What is expected.
Return the listing below verbatim. Pictures do not belong in the copy.

Source material.
## begin

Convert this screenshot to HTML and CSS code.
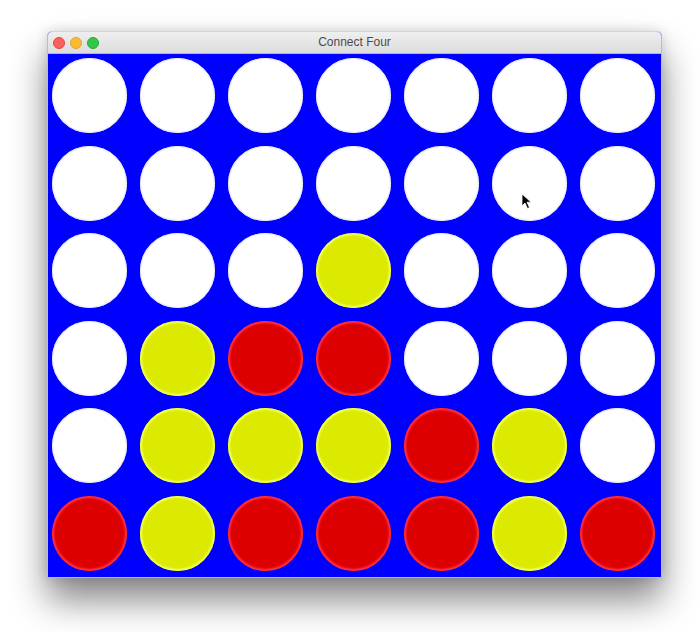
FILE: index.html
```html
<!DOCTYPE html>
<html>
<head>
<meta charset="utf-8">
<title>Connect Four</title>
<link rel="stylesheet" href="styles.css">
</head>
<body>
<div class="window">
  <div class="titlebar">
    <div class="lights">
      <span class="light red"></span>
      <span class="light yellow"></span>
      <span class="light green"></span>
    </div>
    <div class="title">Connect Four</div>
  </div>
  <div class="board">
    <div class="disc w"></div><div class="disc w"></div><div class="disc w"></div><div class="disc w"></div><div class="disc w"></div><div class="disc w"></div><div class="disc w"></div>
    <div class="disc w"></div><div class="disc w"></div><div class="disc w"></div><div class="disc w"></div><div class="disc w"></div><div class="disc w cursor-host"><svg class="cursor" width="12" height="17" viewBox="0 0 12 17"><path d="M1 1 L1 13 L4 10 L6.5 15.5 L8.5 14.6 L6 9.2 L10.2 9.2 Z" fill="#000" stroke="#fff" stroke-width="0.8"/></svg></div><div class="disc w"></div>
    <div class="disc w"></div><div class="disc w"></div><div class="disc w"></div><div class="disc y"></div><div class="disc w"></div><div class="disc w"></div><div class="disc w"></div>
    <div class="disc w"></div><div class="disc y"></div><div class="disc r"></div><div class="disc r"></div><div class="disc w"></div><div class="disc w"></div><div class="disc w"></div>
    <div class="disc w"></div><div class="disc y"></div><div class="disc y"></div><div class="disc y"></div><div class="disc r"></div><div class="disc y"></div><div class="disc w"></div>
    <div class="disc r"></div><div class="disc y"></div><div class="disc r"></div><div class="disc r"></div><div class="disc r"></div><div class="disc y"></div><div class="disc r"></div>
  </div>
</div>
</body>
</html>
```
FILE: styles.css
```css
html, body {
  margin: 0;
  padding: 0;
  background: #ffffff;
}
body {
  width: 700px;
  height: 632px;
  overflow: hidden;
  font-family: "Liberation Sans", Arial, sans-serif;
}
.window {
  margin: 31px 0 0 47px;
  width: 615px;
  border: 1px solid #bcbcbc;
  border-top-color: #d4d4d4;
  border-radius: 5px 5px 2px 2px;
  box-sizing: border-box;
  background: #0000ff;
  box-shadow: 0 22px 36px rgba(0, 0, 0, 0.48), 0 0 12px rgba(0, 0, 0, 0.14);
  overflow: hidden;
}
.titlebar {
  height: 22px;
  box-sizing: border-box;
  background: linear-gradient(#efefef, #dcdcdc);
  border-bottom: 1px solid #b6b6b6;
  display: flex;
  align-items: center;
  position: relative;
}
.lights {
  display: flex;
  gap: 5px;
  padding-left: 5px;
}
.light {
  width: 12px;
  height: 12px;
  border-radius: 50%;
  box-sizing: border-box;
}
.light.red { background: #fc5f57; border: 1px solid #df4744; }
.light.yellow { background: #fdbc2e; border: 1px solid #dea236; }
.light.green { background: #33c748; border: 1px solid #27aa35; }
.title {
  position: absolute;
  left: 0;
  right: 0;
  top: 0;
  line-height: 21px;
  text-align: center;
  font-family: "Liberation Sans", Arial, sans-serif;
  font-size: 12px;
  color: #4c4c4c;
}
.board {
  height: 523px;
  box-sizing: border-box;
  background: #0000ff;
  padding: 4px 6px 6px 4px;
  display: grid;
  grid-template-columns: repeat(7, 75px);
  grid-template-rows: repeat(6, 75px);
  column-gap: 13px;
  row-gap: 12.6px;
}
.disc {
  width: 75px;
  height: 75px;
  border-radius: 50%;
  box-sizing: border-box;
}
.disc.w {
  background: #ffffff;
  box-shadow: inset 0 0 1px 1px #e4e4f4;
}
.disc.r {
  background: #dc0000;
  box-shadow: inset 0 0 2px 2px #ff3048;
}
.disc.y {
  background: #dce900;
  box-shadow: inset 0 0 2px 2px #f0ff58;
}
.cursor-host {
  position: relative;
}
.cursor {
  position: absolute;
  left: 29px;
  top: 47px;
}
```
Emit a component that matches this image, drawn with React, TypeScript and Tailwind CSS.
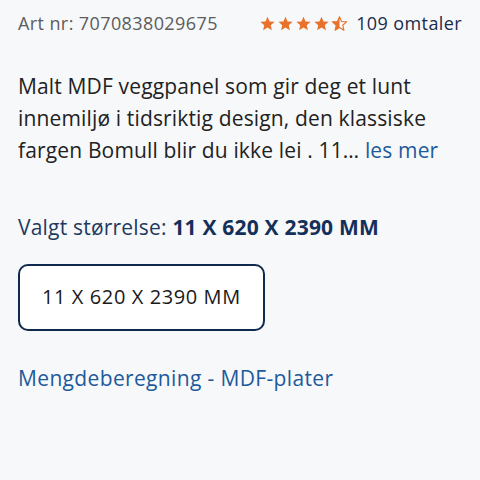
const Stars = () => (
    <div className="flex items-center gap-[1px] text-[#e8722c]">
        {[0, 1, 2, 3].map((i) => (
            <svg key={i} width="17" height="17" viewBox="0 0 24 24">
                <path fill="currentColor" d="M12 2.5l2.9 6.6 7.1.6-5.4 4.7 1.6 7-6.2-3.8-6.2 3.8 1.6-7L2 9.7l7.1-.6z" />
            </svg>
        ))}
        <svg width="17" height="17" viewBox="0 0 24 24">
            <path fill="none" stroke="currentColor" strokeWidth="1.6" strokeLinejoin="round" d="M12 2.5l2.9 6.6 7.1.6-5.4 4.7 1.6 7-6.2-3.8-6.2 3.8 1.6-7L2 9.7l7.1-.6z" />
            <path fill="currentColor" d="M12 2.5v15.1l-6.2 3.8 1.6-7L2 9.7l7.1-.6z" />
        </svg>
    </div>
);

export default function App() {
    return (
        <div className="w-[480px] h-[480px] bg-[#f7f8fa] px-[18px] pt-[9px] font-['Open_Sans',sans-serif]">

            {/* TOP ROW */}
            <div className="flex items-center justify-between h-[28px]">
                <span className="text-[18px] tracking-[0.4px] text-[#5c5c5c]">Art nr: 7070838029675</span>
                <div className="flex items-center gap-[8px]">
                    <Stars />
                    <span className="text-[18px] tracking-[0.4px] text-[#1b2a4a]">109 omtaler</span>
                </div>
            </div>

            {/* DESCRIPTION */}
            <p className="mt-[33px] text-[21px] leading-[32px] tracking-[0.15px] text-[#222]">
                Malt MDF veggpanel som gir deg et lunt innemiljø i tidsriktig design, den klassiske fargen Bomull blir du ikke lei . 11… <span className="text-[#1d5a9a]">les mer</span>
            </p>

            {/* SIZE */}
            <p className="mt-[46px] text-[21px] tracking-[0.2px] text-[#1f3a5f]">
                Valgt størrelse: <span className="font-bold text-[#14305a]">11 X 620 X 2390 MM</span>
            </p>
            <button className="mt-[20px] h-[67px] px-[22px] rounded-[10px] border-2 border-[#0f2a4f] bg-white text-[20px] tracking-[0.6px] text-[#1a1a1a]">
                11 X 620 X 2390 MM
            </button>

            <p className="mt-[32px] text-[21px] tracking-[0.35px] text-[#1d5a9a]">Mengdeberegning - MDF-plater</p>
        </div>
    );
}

## end

Result of the exercise.
Convert this screenshot to HTML and CSS code.
FILE: index.html
```html
<!DOCTYPE html>
<html>
<head>
<meta charset="utf-8">
<title>Connect Four</title>
<link rel="stylesheet" href="styles.css">
</head>
<body>
<div class="window">
  <div class="titlebar">
    <div class="lights">
      <span class="light red"></span>
      <span class="light yellow"></span>
      <span class="light green"></span>
    </div>
    <div class="title">Connect Four</div>
  </div>
  <div class="board">
    <div class="disc w"></div><div class="disc w"></div><div class="disc w"></div><div class="disc w"></div><div class="disc w"></div><div class="disc w"></div><div class="disc w"></div>
    <div class="disc w"></div><div class="disc w"></div><div class="disc w"></div><div class="disc w"></div><div class="disc w"></div><div class="disc w cursor-host"><svg class="cursor" width="12" height="17" viewBox="0 0 12 17"><path d="M1 1 L1 13 L4 10 L6.5 15.5 L8.5 14.6 L6 9.2 L10.2 9.2 Z" fill="#000" stroke="#fff" stroke-width="0.8"/></svg></div><div class="disc w"></div>
    <div class="disc w"></div><div class="disc w"></div><div class="disc w"></div><div class="disc y"></div><div class="disc w"></div><div class="disc w"></div><div class="disc w"></div>
    <div class="disc w"></div><div class="disc y"></div><div class="disc r"></div><div class="disc r"></div><div class="disc w"></div><div class="disc w"></div><div class="disc w"></div>
    <div class="disc w"></div><div class="disc y"></div><div class="disc y"></div><div class="disc y"></div><div class="disc r"></div><div class="disc y"></div><div class="disc w"></div>
    <div class="disc r"></div><div class="disc y"></div><div class="disc r"></div><div class="disc r"></div><div class="disc r"></div><div class="disc y"></div><div class="disc r"></div>
  </div>
</div>
</body>
</html>
```
FILE: styles.css
```css
html, body {
  margin: 0;
  padding: 0;
  background: #ffffff;
}
body {
  width: 700px;
  height: 632px;
  overflow: hidden;
  font-family: "Liberation Sans", Arial, sans-serif;
}
.window {
  margin: 31px 0 0 47px;
  width: 615px;
  border: 1px solid #bcbcbc;
  border-top-color: #d4d4d4;
  border-radius: 5px 5px 2px 2px;
  box-sizing: border-box;
  background: #0000ff;
  box-shadow: 0 22px 36px rgba(0, 0, 0, 0.48), 0 0 12px rgba(0, 0, 0, 0.14);
  overflow: hidden;
}
.titlebar {
  height: 22px;
  box-sizing: border-box;
  background: linear-gradient(#efefef, #dcdcdc);
  border-bottom: 1px solid #b6b6b6;
  display: flex;
  align-items: center;
  position: relative;
}
.lights {
  display: flex;
  gap: 5px;
  padding-left: 5px;
}
.light {
  width: 12px;
  height: 12px;
  border-radius: 50%;
  box-sizing: border-box;
}
.light.red { background: #fc5f57; border: 1px solid #df4744; }
.light.yellow { background: #fdbc2e; border: 1px solid #dea236; }
.light.green { background: #33c748; border: 1px solid #27aa35; }
.title {
  position: absolute;
  left: 0;
  right: 0;
  top: 0;
  line-height: 21px;
  text-align: center;
  font-family: "Liberation Sans", Arial, sans-serif;
  font-size: 12px;
  color: #4c4c4c;
}
.board {
  height: 523px;
  box-sizing: border-box;
  background: #0000ff;
  padding: 4px 6px 6px 4px;
  display: grid;
  grid-template-columns: repeat(7, 75px);
  grid-template-rows: repeat(6, 75px);
  column-gap: 13px;
  row-gap: 12.6px;
}
.disc {
  width: 75px;
  height: 75px;
  border-radius: 50%;
  box-sizing: border-box;
}
.disc.w {
  background: #ffffff;
  box-shadow: inset 0 0 1px 1px #e4e4f4;
}
.disc.r {
  background: #dc0000;
  box-shadow: inset 0 0 2px 2px #ff3048;
}
.disc.y {
  background: #dce900;
  box-shadow: inset 0 0 2px 2px #f0ff58;
}
.cursor-host {
  position: relative;
}
.cursor {
  position: absolute;
  left: 29px;
  top: 47px;
}
```
Emit a component that matches this image, drawn with React, TypeScript and Tailwind CSS.
const Stars = () => (
    <div className="flex items-center gap-[1px] text-[#e8722c]">
        {[0, 1, 2, 3].map((i) => (
            <svg key={i} width="17" height="17" viewBox="0 0 24 24">
                <path fill="currentColor" d="M12 2.5l2.9 6.6 7.1.6-5.4 4.7 1.6 7-6.2-3.8-6.2 3.8 1.6-7L2 9.7l7.1-.6z" />
            </svg>
        ))}
        <svg width="17" height="17" viewBox="0 0 24 24">
            <path fill="none" stroke="currentColor" strokeWidth="1.6" strokeLinejoin="round" d="M12 2.5l2.9 6.6 7.1.6-5.4 4.7 1.6 7-6.2-3.8-6.2 3.8 1.6-7L2 9.7l7.1-.6z" />
            <path fill="currentColor" d="M12 2.5v15.1l-6.2 3.8 1.6-7L2 9.7l7.1-.6z" />
        </svg>
    </div>
);

export default function App() {
    return (
        <div className="w-[480px] h-[480px] bg-[#f7f8fa] px-[18px] pt-[9px] font-['Open_Sans',sans-serif]">

            {/* TOP ROW */}
            <div className="flex items-center justify-between h-[28px]">
                <span className="text-[18px] tracking-[0.4px] text-[#5c5c5c]">Art nr: 7070838029675</span>
                <div className="flex items-center gap-[8px]">
                    <Stars />
                    <span className="text-[18px] tracking-[0.4px] text-[#1b2a4a]">109 omtaler</span>
                </div>
            </div>

            {/* DESCRIPTION */}
            <p className="mt-[33px] text-[21px] leading-[32px] tracking-[0.15px] text-[#222]">
                Malt MDF veggpanel som gir deg et lunt innemiljø i tidsriktig design, den klassiske fargen Bomull blir du ikke lei . 11… <span className="text-[#1d5a9a]">les mer</span>
            </p>

            {/* SIZE */}
            <p className="mt-[46px] text-[21px] tracking-[0.2px] text-[#1f3a5f]">
                Valgt størrelse: <span className="font-bold text-[#14305a]">11 X 620 X 2390 MM</span>
            </p>
            <button className="mt-[20px] h-[67px] px-[22px] rounded-[10px] border-2 border-[#0f2a4f] bg-white text-[20px] tracking-[0.6px] text-[#1a1a1a]">
                11 X 620 X 2390 MM
            </button>

            <p className="mt-[32px] text-[21px] tracking-[0.35px] text-[#1d5a9a]">Mengdeberegning - MDF-plater</p>
        </div>
    );
}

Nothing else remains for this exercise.